The villas are the resort's second great asset. They are enormous, well-configured, and architecturally more generous than the overwater bungalows at any competitor on the island. Bathrooms are cavernous, decks are properly sized for living rather than posing, and the layout allows genuine privacy even when the resort is full. The caveat, and it is not small, is wear. Built in 2006 and still on largely original furnishings, the rooms show their age in scratched wood floors, dated bathroom fixtures, inconsistent water pressure, and the occasional termite or insect issue that, while arguably a fact of tropical life, strikes at odds with the room rate. The AC cannot always overcome the island's humidity. A comprehensive refresh is overdue and, one suspects, in the planning. For now, the views and spatial generosity do most of the compensatory work.

FREQUENTLY ASKED QUESTIONS
Is the St. Regis Bora Bora worth it in 2026?
It depends on what you're buying. The villas, the Lagoonarium, and the Otemanu view justify the splurge for a milestone trip, but with a value score of 3.2/10 and inconsistent food and butler service, this is not a resort for travelers who expect flawless execution at $1,500+ a night. Come for the setting and the Polynesian staff, not for polish.
St. Regis Bora Bora vs Four Seasons Bora Bora — which is better?

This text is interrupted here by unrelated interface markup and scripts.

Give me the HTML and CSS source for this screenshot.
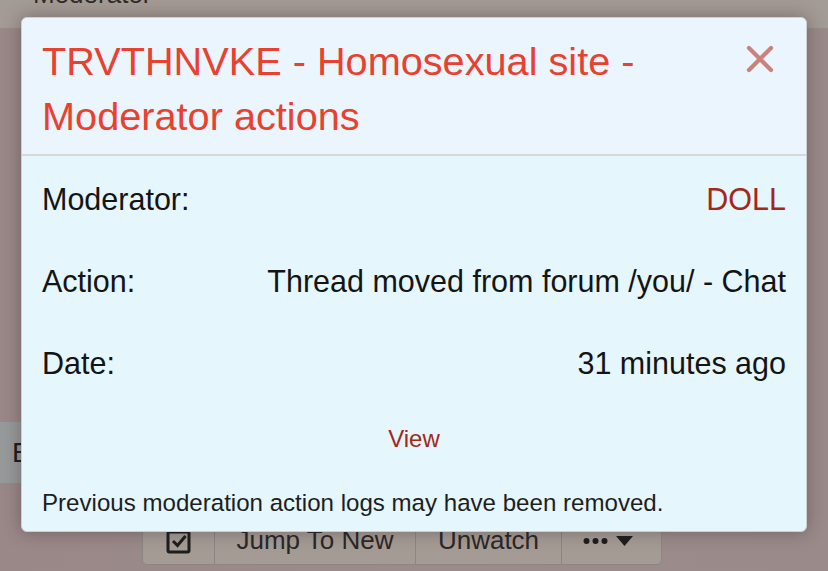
FILE: index.html
```html
<!DOCTYPE html>
<html lang="en">
<head>
<meta charset="utf-8">
<title>Moderator actions</title>
<link rel="stylesheet" href="styles.css">
</head>
<body>
<div class="page">
  <div class="topbar"><span class="topbar-text">Moderator</span></div>
  <div class="content">
    <div class="side-btn">E</div>
    <div class="btn-group">
      <span class="btn btn-icon">
        <svg width="28" height="26" viewBox="0 0 28 26"><rect x="3" y="4" width="21" height="20" rx="1.5" fill="none" stroke="#1e1e1e" stroke-width="3"/><path d="M8 13 L12.5 17.5 L20.5 8" fill="none" stroke="#1e1e1e" stroke-width="3"/></svg>
      </span>
      <span class="btn btn-jump">Jump To New</span>
      <span class="btn btn-unwatch">Unwatch</span>
      <span class="btn btn-more">
        <svg width="52" height="14" viewBox="0 0 52 14"><circle cx="3.5" cy="7" r="3" fill="#1e1e1e"/><circle cx="12.5" cy="7" r="3" fill="#1e1e1e"/><circle cx="21.5" cy="7" r="3" fill="#1e1e1e"/><path d="M33 2 L50 2 L41.5 12 Z" fill="#1e1e1e"/></svg>
      </span>
    </div>
  </div>
</div>

<div class="dialog">
  <div class="dialog-head">
    <h1 class="dialog-title">TRVTHNVKE - Homosexual site - Moderator actions</h1>
    <span class="dialog-close">
      <svg width="28" height="28" viewBox="0 0 28 28"><path d="M3 3 L25 25 M25 3 L3 25" stroke="#c9837c" stroke-width="4.2" stroke-linecap="round"/></svg>
    </span>
  </div>
  <div class="dialog-body">
    <dl class="info">
      <div class="info-row"><dt>Moderator:</dt><dd class="mod-name">DOLL</dd></div>
      <div class="info-row"><dt>Action:</dt><dd>Thread moved from forum /you/ - Chat</dd></div>
      <div class="info-row"><dt>Date:</dt><dd>31 minutes ago</dd></div>
    </dl>
    <div class="view-link">View</div>
    <p class="note">Previous moderation action logs may have been removed.</p>
  </div>
</div>
</body>
</html>
```

FILE: styles.css
```css
html, body {
  margin: 0;
  padding: 0;
}
body {
  width: 828px;
  height: 571px;
  overflow: hidden;
  font-family: "Liberation Sans", Arial, sans-serif;
  background: #9c8b8a;
}
.page {
  height: 571px;
  display: flex;
  flex-direction: column;
}
.topbar {
  height: 28px;
  background: #a39b95;
  border-bottom: 1px solid #968c88;
  overflow: hidden;
}
.topbar-text {
  display: block;
  padding-left: 33px;
  margin-top: -21px;
  font-size: 26px;
  line-height: 30px;
  color: #2e2b29;
}
.content {
  flex: 1;
  display: flex;
  flex-direction: column;
  padding-top: 393px;
  background: linear-gradient(90deg, #9a8888 0%, #9c8b8b 50%, #9a8a89 100%);
}
.side-btn {
  width: 20px;
  height: 61px;
  background: #969a9a;
  border-radius: 0 4px 4px 0;
  font-size: 28px;
  line-height: 61px;
  padding-left: 12px;
  color: #1c1c1c;
  overflow: hidden;
  box-sizing: content-box;
}
.btn-group {
  margin-top: 37px;
  margin-left: 142px;
  width: 520px;
  height: 45px;
  display: flex;
  background: #a59b95;
  border: 1px solid #8e8683;
  border-radius: 0 0 5px 5px;
  box-sizing: border-box;
}
.btn {
  display: flex;
  align-items: center;
  justify-content: center;
  font-size: 26px;
  color: #2a2827;
  border-right: 1px solid #8e8683;
  padding-bottom: 4px;
  box-sizing: border-box;
}
.btn svg { display: block; }
.btn-icon { width: 72px; }
.btn-jump { width: 201px; }
.btn-unwatch { width: 146px; }
.btn-more { flex: 1; border-right: 0; padding-right: 5px; }

.dialog {
  position: absolute;
  left: 21px;
  top: 17px;
  width: 786px;
  height: 515px;
  box-sizing: border-box;
  border: 1px solid #cfcfcf;
  border-radius: 6px;
  background: #e5f6fd;
  box-shadow: 0 0 18px rgba(40, 20, 20, 0.35);
  overflow: hidden;
  display: flex;
  flex-direction: column;
}
.dialog-head {
  background: #ebf5fd;
  border-bottom: 2px solid #d8d8d8;
  padding: 16px 20px 10px 20px;
  display: flex;
  align-items: flex-start;
  justify-content: space-between;
}
.dialog-title {
  margin: 0;
  width: 640px;
  font-weight: normal;
  font-size: 39.7px;
  line-height: 55px;
  color: #e8412f;
}
.dialog-close {
  margin-top: 11px;
  margin-right: 12px;
  width: 28px;
  height: 28px;
}
.dialog-close svg { display: block; }
.dialog-body {
  flex: 1;
  padding: 2px 20px 0 20px;
  display: flex;
  flex-direction: column;
}
.info {
  margin: 0;
}
.info-row {
  display: flex;
  justify-content: space-between;
  padding: 24px 0;
  font-size: 30.5px;
  line-height: 34px;
  color: #141414;
}
.info-row dt, .info-row dd {
  margin: 0;
}
.mod-name {
  color: #a3281c;
}
.view-link {
  margin-top: 21px;
  text-align: center;
  font-size: 24px;
  line-height: 28px;
  color: #a3281c;
}
.note {
  margin: 36px 0 0 0;
  font-size: 24.1px;
  line-height: 28px;
  color: #1e1e1e;
}
```
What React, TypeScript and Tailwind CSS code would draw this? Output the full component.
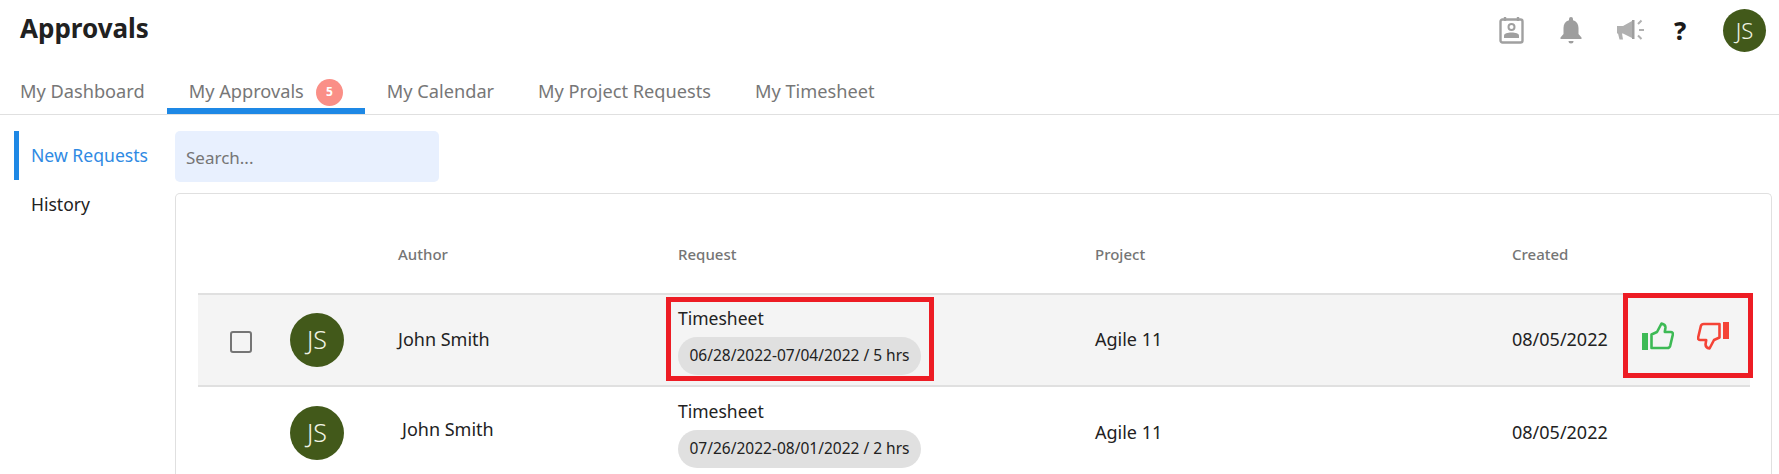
import { ReactNode } from "react";

const tabs = ["My Dashboard", "My Approvals", "My Calendar", "My Project Requests", "My Timesheet"];

function Avatar({ size, text }: { size: string; text: string }) {
  return (
    <div className={`${size} ${text} flex shrink-0 items-center justify-center rounded-full bg-[#42591a] font-light text-[#f0f4e6]`}>
      JS
    </div>
  );
}

function ContactIcon() {
  return (
    <svg width="25" height="28" viewBox="0 0 25 28" fill="none">
      <rect x="1.500" y="3.500" width="22" height="23" rx="2" stroke="#a0a0a0" strokeWidth="2.400" />
      <path d="M6 1v4M19 1v4" stroke="#a0a0a0" strokeWidth="2.400" />
      <circle cx="12.500" cy="11" r="3" stroke="#a0a0a0" strokeWidth="2" />
      <path d="M5 22v-2.500c0-2 3.500-3 7.500-3s7.500 1 7.500 3V22z" fill="#a0a0a0" />
    </svg>
  );
}

function BellIcon() {
  return (
    <svg width="22" height="27" viewBox="0 0 22 27" fill="#9e9e9e">
      <path d="M11 0a2 2 0 0 1 2 2v1.200c3.600 1 5.500 4 5.500 7.800v6l3 3.500V22H.5v-1.500l3-3.500v-6c0-3.800 1.900-6.800 5.500-7.800V2a2 2 0 0 1 2-2z" />
      <path d="M8.500 24h5a2.500 2.500 0 0 1-5 0z" />
    </svg>
  );
}

function MegaphoneIcon() {
  return (
    <svg width="28" height="26" viewBox="0 0 28 26" fill="#b0b0b0">
      <path d="M0 9h6l9-5v17l-9-4.500H5l1 6H2.500L1 16.500H0z" />
      <rect x="15" y="3" width="2.500" height="19" fill="#9e9e9e" />
      <path d="M21 7l3.500-3.500M22 13h5M21 18.500l3.500 3.500" stroke="#b0b0b0" strokeWidth="2" fill="none" />
    </svg>
  );
}

function ThumbUp() {
  return (
    <svg width="32" height="28" viewBox="0 0 32 28" fill="none">
      <rect x="0" y="11" width="6" height="17" fill="#3dba55" />
      <path
        d="M9.500 12.500 15 10 19.500 1.500c3 .5 4.200 2 3.900 4.500L22.800 10h6c1.500 0 2.400 1.200 2 2.800l-2.600 11c-.4 1.400-1.300 2.200-3 2.200H9.500z"
        stroke="#3dba55"
        strokeWidth="2.600"
        strokeLinejoin="round"
      />
    </svg>
  );
}

function ThumbDown() {
  return (
    <svg width="32" height="28" viewBox="0 0 32 28" fill="none">
      <rect x="26" y="0" width="6" height="17" fill="#f44336" />
      <path
        d="M22.500 15.500 17 18 12.500 26.500c-3-.5-4.200-2-3.900-4.500L9.200 18h-6c-1.500 0-2.400-1.200-2-2.800l2.600-11C4.200 2.800 5.100 2 6.800 2h15.700z"
        stroke="#f44336"
        strokeWidth="2.600"
        strokeLinejoin="round"
      />
    </svg>
  );
}

function RequestCell({ dates, top }: { dates: string; top: string }) {
  return (
    <div className={`flex flex-col items-start ${top}`}>
      <div className="text-[17.5px] leading-[24px] text-[#222]">Timesheet</div>
      <div className="mt-[7px] flex h-[38px] w-[243px] items-center justify-center rounded-[19px] bg-[#e0e0e0] text-[15.500px] text-[#222]">
        {dates}
      </div>
    </div>
  );
}

function Row({ children, className }: { children: ReactNode; className: string }) {
  return <div className={`grid grid-cols-[200px_280px_417px_417px_236px] ${className}`}>{children}</div>;
}

export default function App() {
  return (
    <div className="relative h-[474px] w-[1779px] overflow-hidden bg-white font-['Noto_Sans','Open_Sans',sans-serif]">
      <header className="flex h-[60px] items-center justify-between pl-[20px] pr-[13px]">
        <h1 className="pb-[3px] text-[26px] font-bold text-[#212121]">Approvals</h1>
        <div className="flex items-center">
          <ContactIcon />
          <div className="ml-[36px]"><BellIcon /></div>
          <div className="ml-[35px]"><MegaphoneIcon /></div>
          <div className="ml-[29px] w-[13px] text-[25px] font-extrabold leading-none text-[#1a1a1a]">?</div>
          <div className="ml-[36px]">
            <Avatar size="h-[43px] w-[43px]" text="text-[22px]" />
          </div>
        </div>
      </header>

      <nav className="flex h-[55px] items-stretch border-b border-[#e0e0e0] pl-[20px]">
        {tabs.map((tab, i) => (
          <div
            key={tab}
            className={
              i === 0
                ? "flex items-center pr-[22px] pt-[10px] text-[18.2px] text-[#777]"
                : i === 1
                  ? "flex h-[54px] items-center gap-[12px] border-b-[6px] border-[#1e88e5] px-[22px] pt-[16px] text-[18.2px] text-[#777]"
                  : "flex items-center px-[22px] pt-[10px] text-[18.2px] text-[#777]"
            }
          >
            {tab}
            {i === 1 && (
              <span className="flex h-[27px] w-[27px] items-center justify-center rounded-full bg-[#fa8f87] text-[12px] font-bold text-white">
                5
              </span>
            )}
          </div>
        ))}
      </nav>

      <div className="flex">
        <aside className="w-[175px] shrink-0 pt-[16px]">
          <div className="ml-[14px] flex h-[49px] items-center border-l-[5px] border-[#1e88e5] pl-[12px] text-[17.6px] text-[#2f8ae3]">
            New Requests
          </div>
          <div className="ml-[31px] mt-[10px] text-[17.5px] leading-[28px] text-[#222]">History</div>
        </aside>

        <main className="w-[597px] grow pr-[7px] pt-[16px]">
          <div className="flex h-[51px] w-[264px] items-center rounded-[5px] bg-[#e8f0fe] pl-[11px] pt-[2px] text-[17px] text-[#757575]">
            Search...
          </div>

          <section className="mt-[11px] h-[300px] rounded-t-[5px] border border-b-0 border-[#e0e0e0] pl-[22px] pr-[21px] pt-[49px]">
            <Row className="h-[50px] items-start text-[15px] font-medium text-[#757575]">
              <div />
              <div>Author</div>
              <div>Request</div>
              <div>Project</div>
              <div>Created</div>
            </Row>

            <Row className="relative h-[94px] items-center border-y-2 border-[#e0e0e0] bg-[#f4f4f4] text-[18px] text-[#222]">
              <div className="flex items-center pl-[32px]">
                <div className="mt-[3px] h-[22px] w-[22px] rounded-[3px] border-2 border-[#757575]" />
                <div className="ml-[38px]"><Avatar size="h-[54px] w-[54px]" text="text-[25px]" /></div>
              </div>
              <div className="pb-[2px]">John Smith</div>
              <RequestCell dates="06/28/2022-07/04/2022 / 5 hrs" top="" />
              <div className="pb-[2px]">Agile 11</div>
              <div className="pb-[2px]">08/05/2022</div>
              <div className="pointer-events-none absolute left-[468px] top-[2px] h-[84px] w-[268px] border-[5px] border-[#ed1c24]" />
              <div className="absolute left-[1425px] top-[-2px] flex h-[85px] w-[130px] items-center gap-[23px] border-[5px] border-[#ed1c24] pl-[14px]">
                <ThumbUp />
                <ThumbDown />
              </div>
            </Row>

            <Row className="items-start text-[18px] text-[#222]">
              <div className="pl-[92px] pt-[19px]"><Avatar size="h-[54px] w-[54px]" text="text-[25px]" /></div>
              <div className="pl-[4px] pt-[29px]">John Smith</div>
              <RequestCell dates="07/26/2022-08/01/2022 / 2 hrs" top="pt-[12px]" />
              <div className="pt-[32px]">Agile 11</div>
              <div className="pt-[32px]">08/05/2022</div>
            </Row>
          </section>
        </main>
      </div>
    </div>
  );
}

The St. Regis wins decisively on our scorecard at 8.1/10 versus the Four Seasons at 4.4/10, and it offers larger villas, a better lagoon setup, and warmer service. The Four Seasons starts higher at $1,762 per night compared to the St. Regis entry rate of $785. For most travelers, the St. Regis is the stronger choice in Bora Bora.
What is the cheapest time to stay at the St. Regis Bora Bora?
January is the cheapest month, with entry-level overwater villas starting near $785 per night. It falls in French Polynesia's wet season, so expect humidity and afternoon showers, but also fewer guests and better availability on the premium villas.
Is the St. Regis Bora Bora the best hotel in Bora Bora?
By our ranking, yes — it sits at #90 of 417 luxury resorts globally and outscores every other property we track in Bora Bora, including the Four Seasons. It is not the newest or most pristine resort on the island, but it delivers the strongest combination of villa scale, lagoon setting, and Polynesian service culture.